The departure of Laura Douglas-Brown, announced by the media outlet on Tuesday, comes after she joined with a handful of others to launch the GA Voice in March 2010, just months after the long-running Southern Voice collapsed into bankruptcy. In June, the GA Voice also lost Art Director Bo Shell, who helped launch the paper and like many on its roster was a former SoVo staffer.

Douglas-Brown writes in a farewell post that she will remain a co-owner and adviser to the media outlet she went public with during a meeting in December 2009.

I can honestly say that I enjoy all aspects of GA Voice's coverage, from news to features. But as our mission statement suggests, it is the world of activism, nonprofits and the broad struggle for human rights that most inspires me. That is where I want to focus my energy now, either professionally or in a career that gives me the freedom to volunteer for the issues that mean so much to me.

Douglas-Brown joined the SoVo staff as an intern in 1997 and replaced me as editor in 2006, where she served until the paper's parent company went bankrupt in 2009. She joined with Chris Cash, a co-founder of SoVo, to create the GA Voice. The pair leaned heavily on SoVo's legacy as they created their media company, calling their effort Save SoVo, transitioning the former company's social media accounts to its own and using a Save SoVo website to raise donations.

Douglas-Brown attempted to purchase SoVo assets in bankruptcy court, but was outbid by the now-defunct Gaydar. Gaydar purchased David and SoVo for $9,000 during a bankruptcy hearing in February 2010.

When GA Voice launched in March 2010, Gaydar lobbed allegations that the company misrepresented itself as the former Southern Voice and Douglas-Brown moved to assuage its complaints.
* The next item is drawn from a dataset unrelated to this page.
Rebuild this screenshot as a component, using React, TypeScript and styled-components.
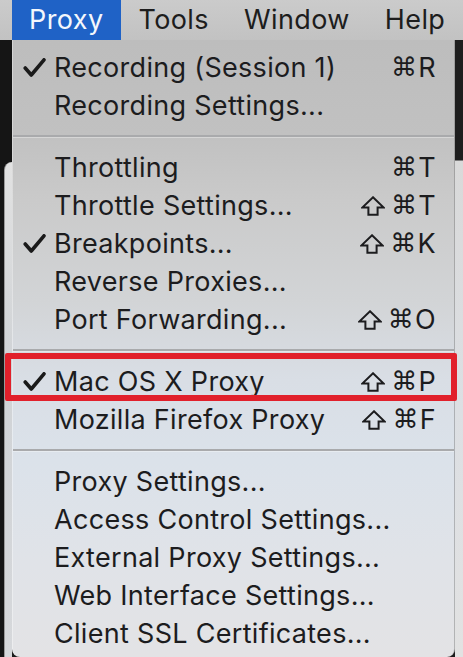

Gaydar later launched its own SoVo, which flopped, and morphed into David magazine, which was later sold to a new owner. Gaydar's attorney at the time, Scott Herrmann, bullied GA Voice yet was later disbarred as the paper celebrated anniversary after anniversary after anniversary. (And won several awards.)

Douglas-Brown says now is the time for her to move on.
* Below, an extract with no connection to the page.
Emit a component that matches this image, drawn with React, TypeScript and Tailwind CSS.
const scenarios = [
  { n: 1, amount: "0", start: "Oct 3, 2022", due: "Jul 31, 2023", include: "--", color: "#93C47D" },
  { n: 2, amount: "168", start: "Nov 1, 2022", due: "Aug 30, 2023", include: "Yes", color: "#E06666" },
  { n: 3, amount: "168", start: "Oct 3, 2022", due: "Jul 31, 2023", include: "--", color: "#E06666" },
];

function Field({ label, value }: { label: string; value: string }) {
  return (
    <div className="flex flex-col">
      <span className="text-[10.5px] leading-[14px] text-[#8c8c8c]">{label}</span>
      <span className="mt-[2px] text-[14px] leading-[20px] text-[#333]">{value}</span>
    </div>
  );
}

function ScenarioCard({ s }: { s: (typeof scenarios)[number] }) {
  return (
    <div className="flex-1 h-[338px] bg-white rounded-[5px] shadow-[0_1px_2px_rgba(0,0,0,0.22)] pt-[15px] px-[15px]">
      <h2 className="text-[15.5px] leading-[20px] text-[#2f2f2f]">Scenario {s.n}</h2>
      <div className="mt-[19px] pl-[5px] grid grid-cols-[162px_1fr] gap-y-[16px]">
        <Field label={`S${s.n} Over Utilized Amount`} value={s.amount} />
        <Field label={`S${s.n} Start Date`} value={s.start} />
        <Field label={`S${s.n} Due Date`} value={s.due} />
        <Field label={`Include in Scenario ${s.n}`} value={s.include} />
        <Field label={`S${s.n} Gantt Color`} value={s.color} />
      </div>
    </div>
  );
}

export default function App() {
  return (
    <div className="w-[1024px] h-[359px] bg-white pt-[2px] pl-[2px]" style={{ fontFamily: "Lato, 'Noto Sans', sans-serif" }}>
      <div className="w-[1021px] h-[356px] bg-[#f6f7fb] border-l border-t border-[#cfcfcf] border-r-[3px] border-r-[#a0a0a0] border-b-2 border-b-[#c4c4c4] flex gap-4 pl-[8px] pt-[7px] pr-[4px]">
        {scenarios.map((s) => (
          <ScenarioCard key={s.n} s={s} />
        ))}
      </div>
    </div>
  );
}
Almost 3 1/2 years after our first print issue hit the stands, our foundation is strong to continue fulfilling that mission for years to come. It is so strong, in fact, that I feel comfortable stepping away to focus on my own career growth and needs.
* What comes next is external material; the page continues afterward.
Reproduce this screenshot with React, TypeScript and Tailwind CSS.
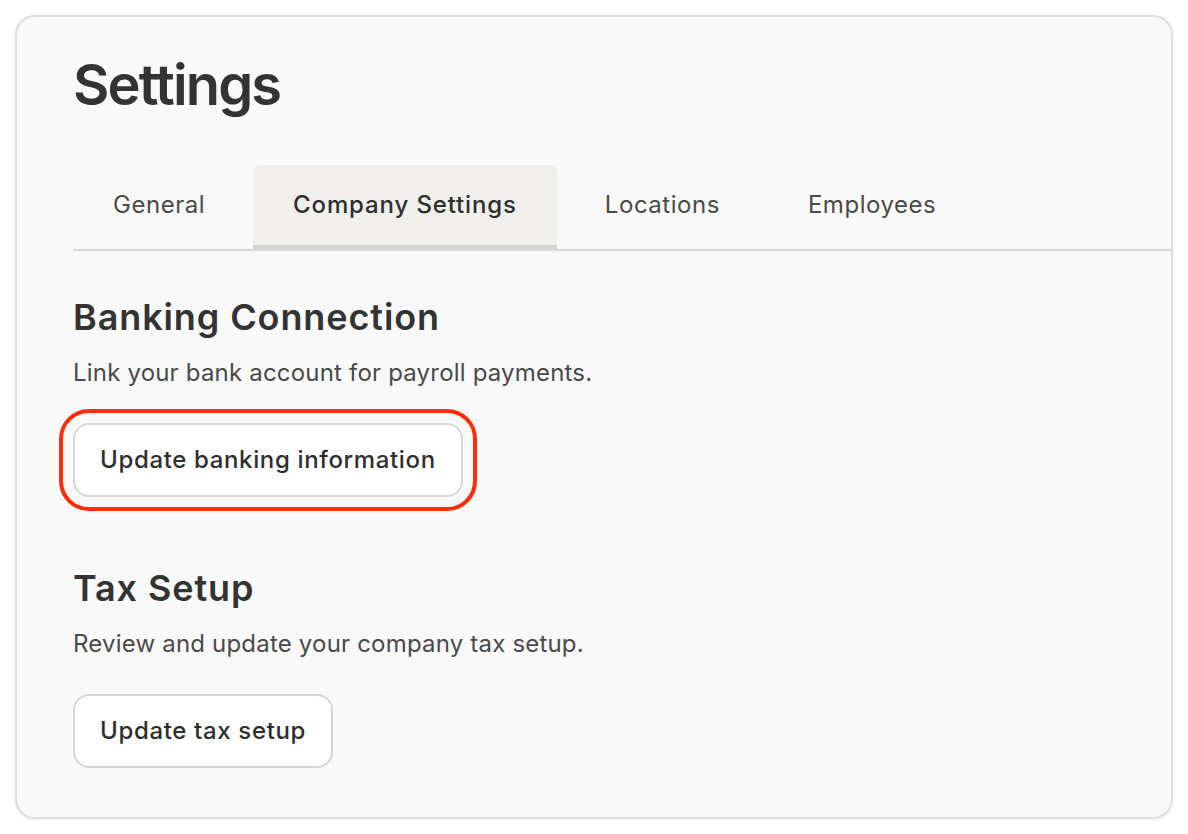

She will be replaced Sept. 3 by David Aaron Moore, a former Atlanta journalist who worked with Douglas-Brown (and me) at SoVo.

“Atlanta is such a great, positive-energy place. I spent much of my 20s and 30s here,” Moore recalled. “That’s a pivotal time when you make so many good friends and important connections with the community around you.  Although Charlotte is my birthplace, Atlanta has always felt like home.”

UPDATE | Web Manager Ryan Watkins is also leaving the company to take a position with gay-owned Southern Web Group. "I have not left GA Voice yet but I am starting a new position with Southern Web Group on Sept. 3," Watkins tells Project Q.